Impact of Trade Secrets
The appellate court assessed the trial court's findings regarding the trade secret exception to the non-competition clause. The trial court had determined that while Kelley had access to Keller's trade secrets, there was no evidence that he had used or intended to use these secrets in his operations with AWC. This finding was supported by the evidence, indicating that the trial court's conclusions regarding the lack of irreparable harm and probable success on the merits were based on an incomplete analysis of the non-competition clause. The appellate court noted that the trial court's focus on trade secrets overshadowed the broader implications of the covenant not to compete, particularly in relation to the sale of business exception. By failing to consider the enforceability of the covenant under this exception, the trial court's decision was potentially misguided. Thus, the appellate court indicated that a more thorough examination of both exceptions was necessary upon remand.
Conclusion and Remand
Ultimately, the Colorado Court of Appeals reversed the trial court's denial of Keller's motion for a preliminary injunction and remanded the case for further proceedings.
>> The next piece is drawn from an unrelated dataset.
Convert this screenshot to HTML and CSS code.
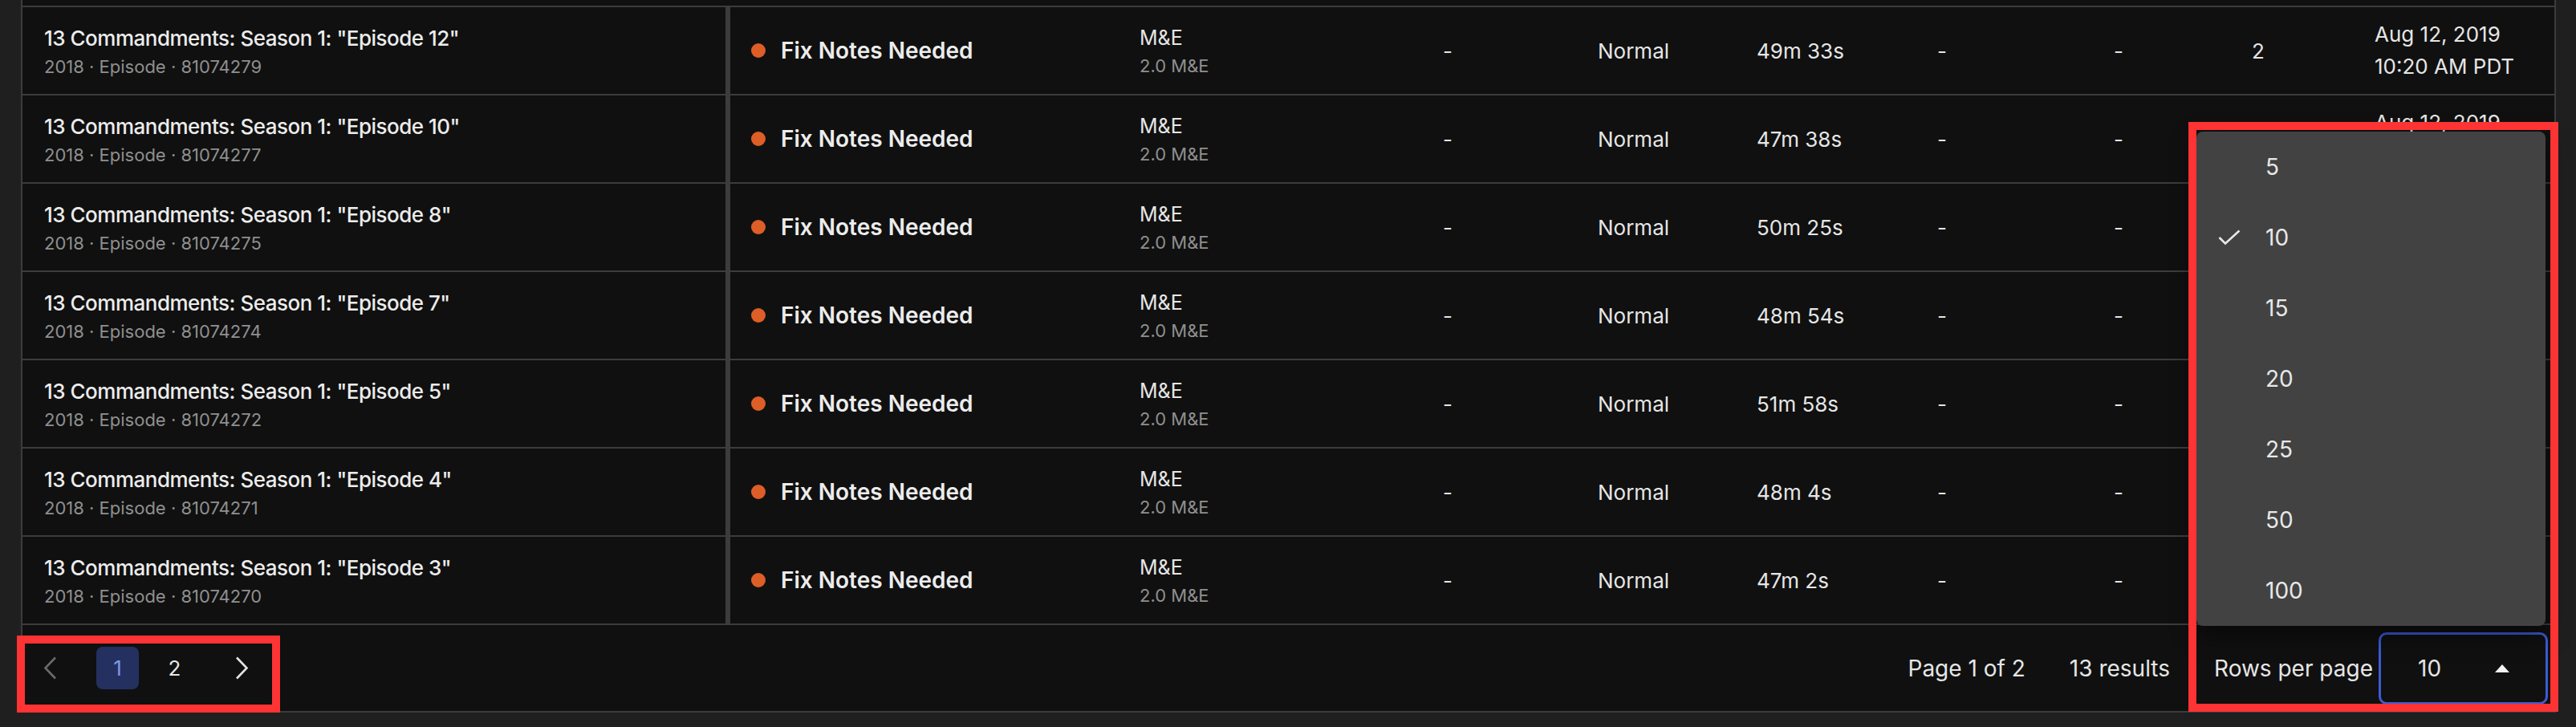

The appellate court identified critical oversights in the trial court's analysis, particularly regarding Kelley's representation of AWC and the applicability of the sale of business exception. It emphasized that both the likelihood of success on the merits and the balance of equities could be significantly impacted by a proper understanding of the enforceability of the non-competition clause. The appellate court instructed the trial court to reevaluate Keller's request for a preliminary injunction with a comprehensive approach, considering all relevant factors and legal standards. This remand aimed to ensure that the rights and interests of both parties were adequately protected and that the trial court's decision was grounded in a thorough legal analysis.